• _Exercise aim_
Give back every line exactly as it appears, pictures excluded.

(Entries with page source code)
────────────────────────────────────────

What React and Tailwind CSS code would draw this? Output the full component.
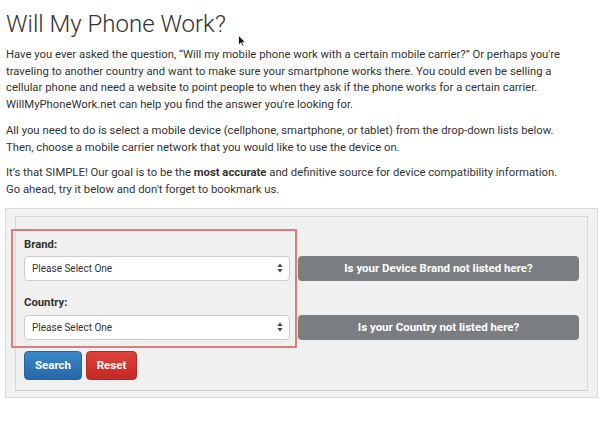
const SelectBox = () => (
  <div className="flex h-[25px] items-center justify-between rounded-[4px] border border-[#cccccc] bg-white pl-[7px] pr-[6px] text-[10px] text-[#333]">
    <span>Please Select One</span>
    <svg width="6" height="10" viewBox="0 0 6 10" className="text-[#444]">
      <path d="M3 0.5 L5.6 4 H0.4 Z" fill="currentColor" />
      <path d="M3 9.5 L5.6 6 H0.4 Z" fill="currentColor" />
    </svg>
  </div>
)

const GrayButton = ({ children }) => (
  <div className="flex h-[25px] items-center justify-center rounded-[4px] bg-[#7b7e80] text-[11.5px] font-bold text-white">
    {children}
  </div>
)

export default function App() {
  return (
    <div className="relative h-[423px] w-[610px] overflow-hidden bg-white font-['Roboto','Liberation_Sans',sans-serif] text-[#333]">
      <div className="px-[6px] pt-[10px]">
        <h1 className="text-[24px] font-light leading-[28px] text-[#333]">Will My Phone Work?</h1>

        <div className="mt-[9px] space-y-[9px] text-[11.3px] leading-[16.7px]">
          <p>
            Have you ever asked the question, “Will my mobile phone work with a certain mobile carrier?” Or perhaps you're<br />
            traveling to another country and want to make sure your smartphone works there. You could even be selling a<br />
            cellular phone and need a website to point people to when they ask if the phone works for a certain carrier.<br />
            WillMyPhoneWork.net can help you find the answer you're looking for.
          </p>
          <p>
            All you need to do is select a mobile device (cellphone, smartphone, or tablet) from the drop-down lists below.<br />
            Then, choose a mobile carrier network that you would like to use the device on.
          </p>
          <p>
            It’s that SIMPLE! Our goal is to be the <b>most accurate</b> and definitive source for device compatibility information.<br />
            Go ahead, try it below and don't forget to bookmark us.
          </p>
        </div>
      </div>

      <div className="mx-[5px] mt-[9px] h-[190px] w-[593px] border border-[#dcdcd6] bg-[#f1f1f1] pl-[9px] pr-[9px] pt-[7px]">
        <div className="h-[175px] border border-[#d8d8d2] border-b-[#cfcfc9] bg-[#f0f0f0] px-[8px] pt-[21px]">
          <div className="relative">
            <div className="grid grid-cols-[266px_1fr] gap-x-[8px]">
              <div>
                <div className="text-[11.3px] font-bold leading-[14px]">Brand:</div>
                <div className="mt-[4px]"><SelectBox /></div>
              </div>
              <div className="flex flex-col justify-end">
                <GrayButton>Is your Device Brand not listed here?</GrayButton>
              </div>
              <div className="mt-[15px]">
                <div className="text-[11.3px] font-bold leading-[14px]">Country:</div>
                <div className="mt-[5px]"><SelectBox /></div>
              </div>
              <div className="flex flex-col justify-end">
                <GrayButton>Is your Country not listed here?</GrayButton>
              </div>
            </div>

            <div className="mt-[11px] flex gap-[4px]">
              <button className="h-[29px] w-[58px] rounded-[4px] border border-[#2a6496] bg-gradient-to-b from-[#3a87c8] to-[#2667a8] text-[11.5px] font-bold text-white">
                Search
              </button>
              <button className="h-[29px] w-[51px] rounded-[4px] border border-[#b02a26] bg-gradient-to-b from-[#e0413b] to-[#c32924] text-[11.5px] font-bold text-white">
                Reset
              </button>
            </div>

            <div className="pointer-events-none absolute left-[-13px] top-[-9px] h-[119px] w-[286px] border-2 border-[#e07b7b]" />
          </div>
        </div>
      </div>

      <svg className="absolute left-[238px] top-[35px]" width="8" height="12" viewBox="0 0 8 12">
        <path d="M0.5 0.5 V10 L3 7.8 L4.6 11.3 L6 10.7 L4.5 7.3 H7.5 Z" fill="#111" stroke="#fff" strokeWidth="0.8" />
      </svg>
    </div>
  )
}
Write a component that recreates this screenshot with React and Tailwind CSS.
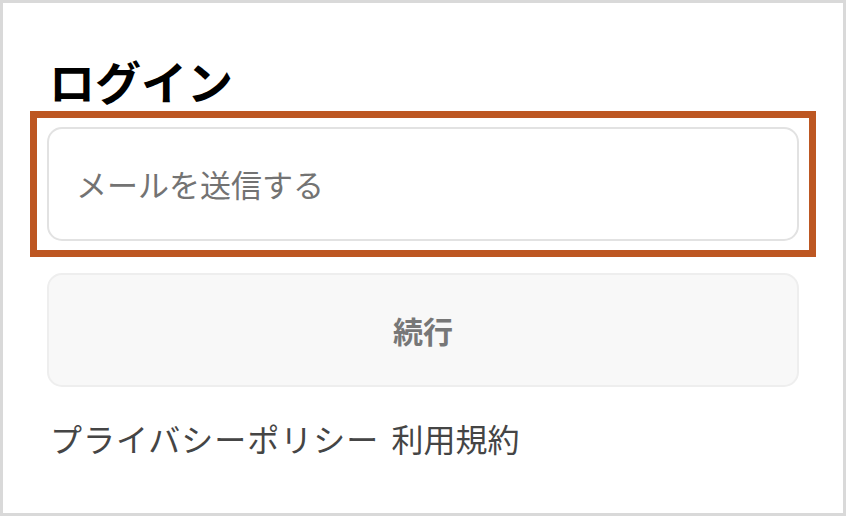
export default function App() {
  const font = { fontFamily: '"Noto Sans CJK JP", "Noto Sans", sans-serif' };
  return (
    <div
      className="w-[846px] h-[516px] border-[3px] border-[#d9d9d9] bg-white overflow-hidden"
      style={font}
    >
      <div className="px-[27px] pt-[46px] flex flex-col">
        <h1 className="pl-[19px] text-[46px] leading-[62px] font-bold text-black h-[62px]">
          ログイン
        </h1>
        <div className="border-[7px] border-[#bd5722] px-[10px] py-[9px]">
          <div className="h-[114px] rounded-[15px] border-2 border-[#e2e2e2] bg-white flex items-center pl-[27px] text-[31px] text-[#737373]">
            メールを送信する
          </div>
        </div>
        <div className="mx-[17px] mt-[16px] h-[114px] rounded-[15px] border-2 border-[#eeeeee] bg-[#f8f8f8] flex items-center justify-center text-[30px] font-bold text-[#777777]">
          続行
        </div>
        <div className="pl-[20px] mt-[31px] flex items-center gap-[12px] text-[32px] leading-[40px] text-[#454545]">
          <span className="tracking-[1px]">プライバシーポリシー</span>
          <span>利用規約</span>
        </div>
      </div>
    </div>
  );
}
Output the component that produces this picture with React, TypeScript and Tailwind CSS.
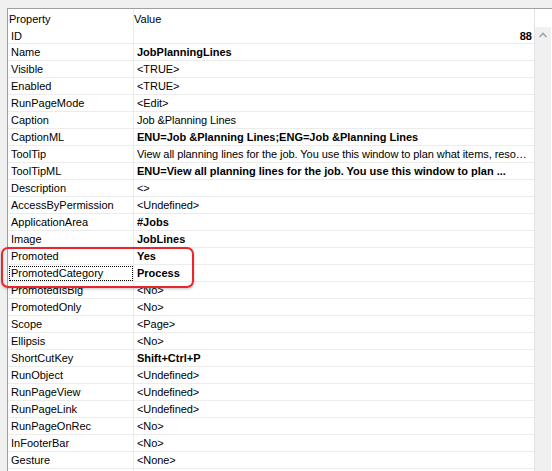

────────────────────────────────────────

• _Finished answer_
What React and Tailwind CSS code would draw this? Output the full component.
const SelectBox = () => (
  <div className="flex h-[25px] items-center justify-between rounded-[4px] border border-[#cccccc] bg-white pl-[7px] pr-[6px] text-[10px] text-[#333]">
    <span>Please Select One</span>
    <svg width="6" height="10" viewBox="0 0 6 10" className="text-[#444]">
      <path d="M3 0.5 L5.6 4 H0.4 Z" fill="currentColor" />
      <path d="M3 9.5 L5.6 6 H0.4 Z" fill="currentColor" />
    </svg>
  </div>
)

const GrayButton = ({ children }) => (
  <div className="flex h-[25px] items-center justify-center rounded-[4px] bg-[#7b7e80] text-[11.5px] font-bold text-white">
    {children}
  </div>
)

export default function App() {
  return (
    <div className="relative h-[423px] w-[610px] overflow-hidden bg-white font-['Roboto','Liberation_Sans',sans-serif] text-[#333]">
      <div className="px-[6px] pt-[10px]">
        <h1 className="text-[24px] font-light leading-[28px] text-[#333]">Will My Phone Work?</h1>

        <div className="mt-[9px] space-y-[9px] text-[11.3px] leading-[16.7px]">
          <p>
            Have you ever asked the question, “Will my mobile phone work with a certain mobile carrier?” Or perhaps you're<br />
            traveling to another country and want to make sure your smartphone works there. You could even be selling a<br />
            cellular phone and need a website to point people to when they ask if the phone works for a certain carrier.<br />
            WillMyPhoneWork.net can help you find the answer you're looking for.
          </p>
          <p>
            All you need to do is select a mobile device (cellphone, smartphone, or tablet) from the drop-down lists below.<br />
            Then, choose a mobile carrier network that you would like to use the device on.
          </p>
          <p>
            It’s that SIMPLE! Our goal is to be the <b>most accurate</b> and definitive source for device compatibility information.<br />
            Go ahead, try it below and don't forget to bookmark us.
          </p>
        </div>
      </div>

      <div className="mx-[5px] mt-[9px] h-[190px] w-[593px] border border-[#dcdcd6] bg-[#f1f1f1] pl-[9px] pr-[9px] pt-[7px]">
        <div className="h-[175px] border border-[#d8d8d2] border-b-[#cfcfc9] bg-[#f0f0f0] px-[8px] pt-[21px]">
          <div className="relative">
            <div className="grid grid-cols-[266px_1fr] gap-x-[8px]">
              <div>
                <div className="text-[11.3px] font-bold leading-[14px]">Brand:</div>
                <div className="mt-[4px]"><SelectBox /></div>
              </div>
              <div className="flex flex-col justify-end">
                <GrayButton>Is your Device Brand not listed here?</GrayButton>
              </div>
              <div className="mt-[15px]">
                <div className="text-[11.3px] font-bold leading-[14px]">Country:</div>
                <div className="mt-[5px]"><SelectBox /></div>
              </div>
              <div className="flex flex-col justify-end">
                <GrayButton>Is your Country not listed here?</GrayButton>
              </div>
            </div>

            <div className="mt-[11px] flex gap-[4px]">
              <button className="h-[29px] w-[58px] rounded-[4px] border border-[#2a6496] bg-gradient-to-b from-[#3a87c8] to-[#2667a8] text-[11.5px] font-bold text-white">
                Search
              </button>
              <button className="h-[29px] w-[51px] rounded-[4px] border border-[#b02a26] bg-gradient-to-b from-[#e0413b] to-[#c32924] text-[11.5px] font-bold text-white">
                Reset
              </button>
            </div>

            <div className="pointer-events-none absolute left-[-13px] top-[-9px] h-[119px] w-[286px] border-2 border-[#e07b7b]" />
          </div>
        </div>
      </div>

      <svg className="absolute left-[238px] top-[35px]" width="8" height="12" viewBox="0 0 8 12">
        <path d="M0.5 0.5 V10 L3 7.8 L4.6 11.3 L6 10.7 L4.5 7.3 H7.5 Z" fill="#111" stroke="#fff" strokeWidth="0.8" />
      </svg>
    </div>
  )
}
Write a component that recreates this screenshot with React and Tailwind CSS.
export default function App() {
  const font = { fontFamily: '"Noto Sans CJK JP", "Noto Sans", sans-serif' };
  return (
    <div
      className="w-[846px] h-[516px] border-[3px] border-[#d9d9d9] bg-white overflow-hidden"
      style={font}
    >
      <div className="px-[27px] pt-[46px] flex flex-col">
        <h1 className="pl-[19px] text-[46px] leading-[62px] font-bold text-black h-[62px]">
          ログイン
        </h1>
        <div className="border-[7px] border-[#bd5722] px-[10px] py-[9px]">
          <div className="h-[114px] rounded-[15px] border-2 border-[#e2e2e2] bg-white flex items-center pl-[27px] text-[31px] text-[#737373]">
            メールを送信する
          </div>
        </div>
        <div className="mx-[17px] mt-[16px] h-[114px] rounded-[15px] border-2 border-[#eeeeee] bg-[#f8f8f8] flex items-center justify-center text-[30px] font-bold text-[#777777]">
          続行
        </div>
        <div className="pl-[20px] mt-[31px] flex items-center gap-[12px] text-[32px] leading-[40px] text-[#454545]">
          <span className="tracking-[1px]">プライバシーポリシー</span>
          <span>利用規約</span>
        </div>
      </div>
    </div>
  );
}
Output the component that produces this picture with React, TypeScript and Tailwind CSS.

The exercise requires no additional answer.